33. At para 103 Sedley LJ said that he was entirely content to adopt the reasoning of Aikens LJ:
‘recognising as it does that while employment is a matter of contract, the factual matrix in which the contract is cast is not ordinarily the same as that of an arm's length commercial contract.’
I agree.
34. The critical difference between this type of case and the ordinary commercial dispute is identified by Aikens LJ in para 92 as follows:
‘I respectfully agree with the view, emphasised by both Smith and Sedley LJJ, that the circumstances in which contracts relating to work or services are concluded are often very different from those in which commercial contracts between parties of equal bargaining power are agreed. I accept that, frequently, organisations which are offering work or requiring services to be provided by individuals are in a position to dictate the written terms which the other patty has to accept. In practice, in this area of the law, it may be more common for a court or tribunal to have to investigate allegations that the written contract does not represent the actual terms agreed and the court or tribunal must be realistic and worldly wise when it does so.’

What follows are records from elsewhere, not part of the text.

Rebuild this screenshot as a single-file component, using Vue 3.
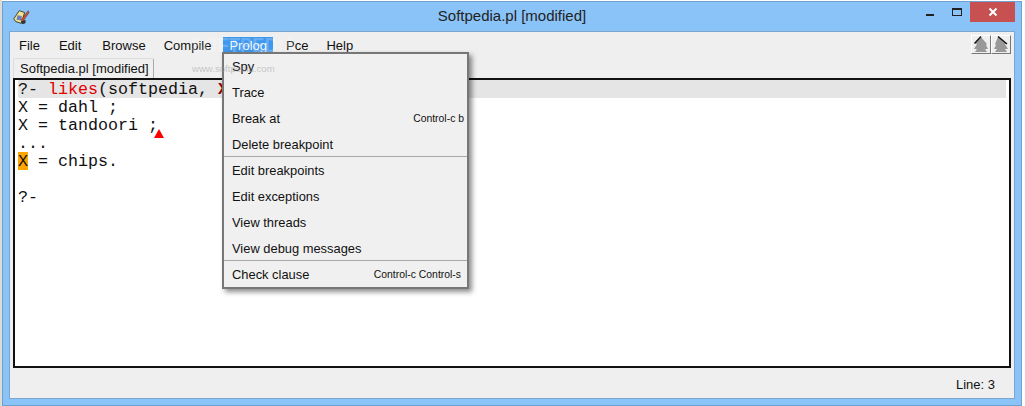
<script setup>
const menus = ['File', 'Edit', 'Browse', 'Compile', 'Prolog', 'Pce', 'Help']
const groups = [
  [['Spy', ''], ['Trace', ''], ['Break at', 'Control-c b'], ['Delete breakpoint', '']],
  [['Edit breakpoints', ''], ['Edit exceptions', ''], ['View threads', ''], ['View debug messages', '']],
  [['Check clause', 'Control-c Control-s']],
]
</script>

<template>
  <div class="page">
    <div class="window">
      <header class="titlebar">
        <svg class="appicon" viewBox="0 0 20 20" width="18" height="18">
          <path d="M2 12 L8 3 L14 5 L12 12 L10 17 L4 15 Z" fill="#f2e58c" stroke="#333" stroke-width="1" />
          <path d="M6 8 L11 9 L10 14 L5 13 Z" fill="#6f7fb8" />
          <path d="M10 13 L18 3 L19 5 L12 15 Z" fill="#c8502a" stroke="#522" stroke-width=".5" />
          <path d="M10 15 L15 13 L15 17 L11 18 Z" fill="#333" />
        </svg>
        <div class="title">Softpedia.pl [modified]</div>
        <div class="controls">
          <div class="ctl"><span class="min"></span></div>
          <div class="ctl"><span class="max"></span></div>
          <div class="close">
            <svg viewBox="0 0 10 10" width="10" height="10"><path d="M1.5 1.5 L8.5 8.5 M8.5 1.5 L1.500 8.5" stroke="#fff" stroke-width="2" /></svg>
          </div>
        </div>
      </header>
      <main class="client">
        <div class="menubar">
          <nav class="menus">
            <span v-for="m in menus" :key="m" class="menu" :class="{ active: m === 'Prolog' }">{{ m }}</span>
          </nav>
          <div class="arrows">
            <button class="arrow"><svg viewBox="0 0 18 17" width="18" height="17"><path d="M9 1 L3 8 L5 8 L2 13 L5 13 L3 16 L15 16 L13 13 L16 13 L14 9 L15 8 Z" fill="#999" /><path d="M2.500 7.500 L9 0.500" stroke="#111" stroke-width="1.400" fill="none" /></svg></button>
            <button class="arrow"><svg viewBox="0 0 18 17" width="18" height="17"><path d="M6 1 L15 8 L13 8 L16 13 L13 13 L15 16 L3 16 L5 13 L2 13 L4 9 L3 8 Z" fill="#999" /><path d="M6 0.500 L15 8" stroke="#111" stroke-width="1.400" fill="none" /></svg></button>
          </div>
        </div>
        <div class="tabs"><div class="tab">Softpedia.pl [modified]</div></div>
        <div class="editor">
          <div class="line current">?- <span class="red">likes</span>(softpedia, <b class="dark">X</b>).</div>
          <div class="line">X = dahl ;</div>
          <div class="line">X = tandoori ;<span class="caret"></span></div>
          <div class="line">...</div>
          <div class="line"><span class="mark">X</span> = chips.</div>
          <div class="line">&nbsp;</div>
          <div class="line">?-</div>
        </div>
        <footer class="status">Line: 3</footer>
      </main>

      <div class="popup">
        <section v-for="(g, i) in groups" :key="i" class="group">
          <div v-for="it in g" :key="it[0]" class="item">
            <span>{{ it[0] }}</span>
            <span class="key">{{ it[1] }}</span>
          </div>
        </section>
      </div>

      <div class="watermark">
        <span class="wm-big">SOFTPEDIA</span>
        <span class="wm-small">www.softpedia.com</span>
      </div>
    </div>
  </div>
</template>

<style>
html, body { margin: 0; background: #fff; }
</style>

<style scoped>
.page {
  width: 1025px;
  height: 406px;
  padding: 1px 3px 0 2px;
  box-sizing: border-box;
  background: linear-gradient(90deg, #dcdcd6 0, #dcdcd6 2px, #fff 2px);
  overflow: hidden;
  font-family: "Liberation Sans", Arial, sans-serif;
  color: #111;
}
.window {
  position: relative;
  height: 405px;
  box-sizing: border-box;
  background: #8ac3f8;
  border: 1px solid #6fa0cf;
  display: flex;
  flex-direction: column;
  padding: 0 6px 6px 6px;
}
.titlebar {
  height: 29px;
  flex: none;
  display: flex;
  align-items: center;
  position: relative;
}
.appicon { margin: 0 0 0 3px; }
.title {
  position: absolute;
  left: 0;
  right: 0;
  top: 4px;
  text-align: center;
  font-size: 15px;
  line-height: 20px;
  color: #222;
}
.controls {
  margin-left: auto;
  display: flex;
  align-self: flex-start;
  position: relative;
}
.ctl {
  width: 27px;
  height: 20px;
  display: flex;
  align-items: center;
  justify-content: center;
}
.min { width: 8px; height: 2px; margin-top: 6px; background: #222; }
.max { width: 8px; height: 5px; border: 1px solid #222; border-top-width: 2px; }
.close {
  width: 45px;
  height: 20px;
  background: #c75050;
  display: flex;
  align-items: center;
  justify-content: center;
}
.client {
  flex: 1;
  background: #efefef;
  border: 1px solid #7aa6d0;
  display: flex;
  flex-direction: column;
  padding: 0 3px;
  min-height: 0;
}
.menubar {
  height: 26px;
  flex: none;
  display: flex;
  align-items: flex-start;
  justify-content: space-between;
}
.menus { display: flex; padding-top: 5px; }
.menu {
  font-size: 13px;
  line-height: 17px;
  padding: 0 6px;
  margin-right: 6px;
}
.menu:nth-child(1) { margin-right: 7px; }
.menu:nth-child(2) { margin-right: 9px; }
.menu:nth-child(5) { margin-right: 7px; }
.menu.active {
  background: #3f97ee;
  color: #eef6fd;
}
.arrows { display: flex; margin-top: 3px; }
.arrow {
  width: 20px;
  height: 19px;
  padding: 0;
  background: #efefef;
  border: 1px solid;
  border-color: #fff #777 #777 #fff;
  display: flex;
  align-items: center;
  justify-content: center;
}
.tabs { height: 20px; flex: none; display: flex; }
.tab {
  width: 141px;
  box-sizing: border-box;
  border: 1px solid #aaa;
  border-bottom: 0;
  border-radius: 2px 2px 0 0;
  border-left-color: #ddd;
  border-top-color: #ddd;
  font-size: 13px;
  line-height: 20px;
  padding-left: 6px;
  white-space: nowrap;
}
.editor {
  height: 290px;
  flex: none;
  box-sizing: border-box;
  background: #fff;
  border: 2px solid #111;
  padding: 0 3px;
  font-family: "Liberation Mono", "Courier New", monospace;
  font-size: 16.67px;
  line-height: 20px;
  color: #111;
}
.line { height: 18px; white-space: pre; position: relative; }
.current { background: #e5e5e5; }
.red { color: #e00000; }
.dark { color: #900; }
.mark { background: #ffa500; display: inline-block; height: 18px; line-height: 20px; vertical-align: top; }
.caret {
  display: inline-block;
  width: 0;
  height: 0;
  border: 5px solid transparent;
  border-top: 0;
  border-bottom: 9px solid #f00;
  margin: 0 0 -8px -4px;
  vertical-align: baseline;
}
.status {
  flex: 1;
  display: flex;
  align-items: center;
  justify-content: flex-end;
  font-size: 13px;
  padding: 3px 16px 0 0;
}
.watermark {
  position: absolute;
  left: 188px;
  top: 31px;
  display: flex;
  flex-direction: column;
  align-items: flex-start;
  pointer-events: none;
}
.wm-big {
  font-size: 21px;
  font-weight: bold;
  line-height: 24px;
  color: rgba(255, 255, 255, .22);
  transform: scaleX(.875);
  transform-origin: left center;
}
.wm-small {
  font-size: 9.6px;
  line-height: 14px;
  margin: 5px 0 0 1px;
  color: rgba(150, 150, 150, .5);
}
.popup {
  position: absolute;
  left: 219px;
  top: 50px;
  width: 247px;
  box-sizing: border-box;
  background: #f0f0f0;
  border: 2px solid #777;
  box-shadow: 3px 3px 5px rgba(0, 0, 0, .45);
}
.group + .group { border-top: 1px solid #a8a8a8; margin-top: -2px; padding-top: 1px; }
.item {
  height: 26px;
  box-sizing: border-box;
  display: flex;
  align-items: center;
  justify-content: space-between;
  padding: 0 3px 2px 8px;
  font-size: 12.9px;
  color: #111;
}
.group:last-child .item { height: 25px; padding: 0 6px 0 8px; }
.key { font-size: 10.4px; }
</style>
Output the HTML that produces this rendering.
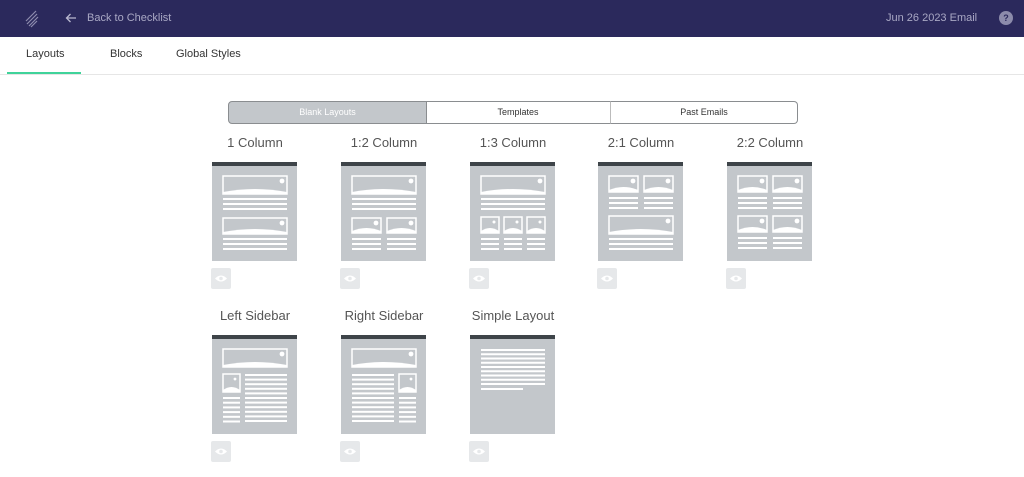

35. So the relative bargaining power of the parties must be taken into account in deciding whether the terms of any written agreement in truth represent what was agreed and the true agreement will often have to be gleaned from all the circumstances of the case, of which the written agreement is only a part. This may be described as a purposive approach to the problem. If so, I am content with that description.”
Jurisdiction
“22. …We would agree with Miss Moor to this extent; that if a payment, which is clearly not in the nature of expenses, is labelled ‘expenses’, it is open to the tribunal to conclude that ‘expenses’ is a misdescription of the payment made. But when asking, ‘Is the payment in respect of expenses incurred by the employee?’, it is not necessary for the payer to show that what he has paid is precisely a reimbursement of the sum expended by the worker. ‘In respect of’ means ‘referring to’ or ‘relating to’ or concerning in a general way, whereas the expression used by the chairman in his decision, ‘payment of expenses’, would appear (wrongly, in our view) to equate the statutory provision with reimbursement of a precise amount.
27. Our conclusion in this case is that a payment of a mileage allowance does not cease to be ‘in respect of’ expenses because it is found to be generous. The errors of law by the chairman are to equate payments ‘in respect of’ expenses with ‘payments of expenses’ and to treat generous expenses wholly as remuneration. Both conclusions are, in our view, wrong as a matter of law.”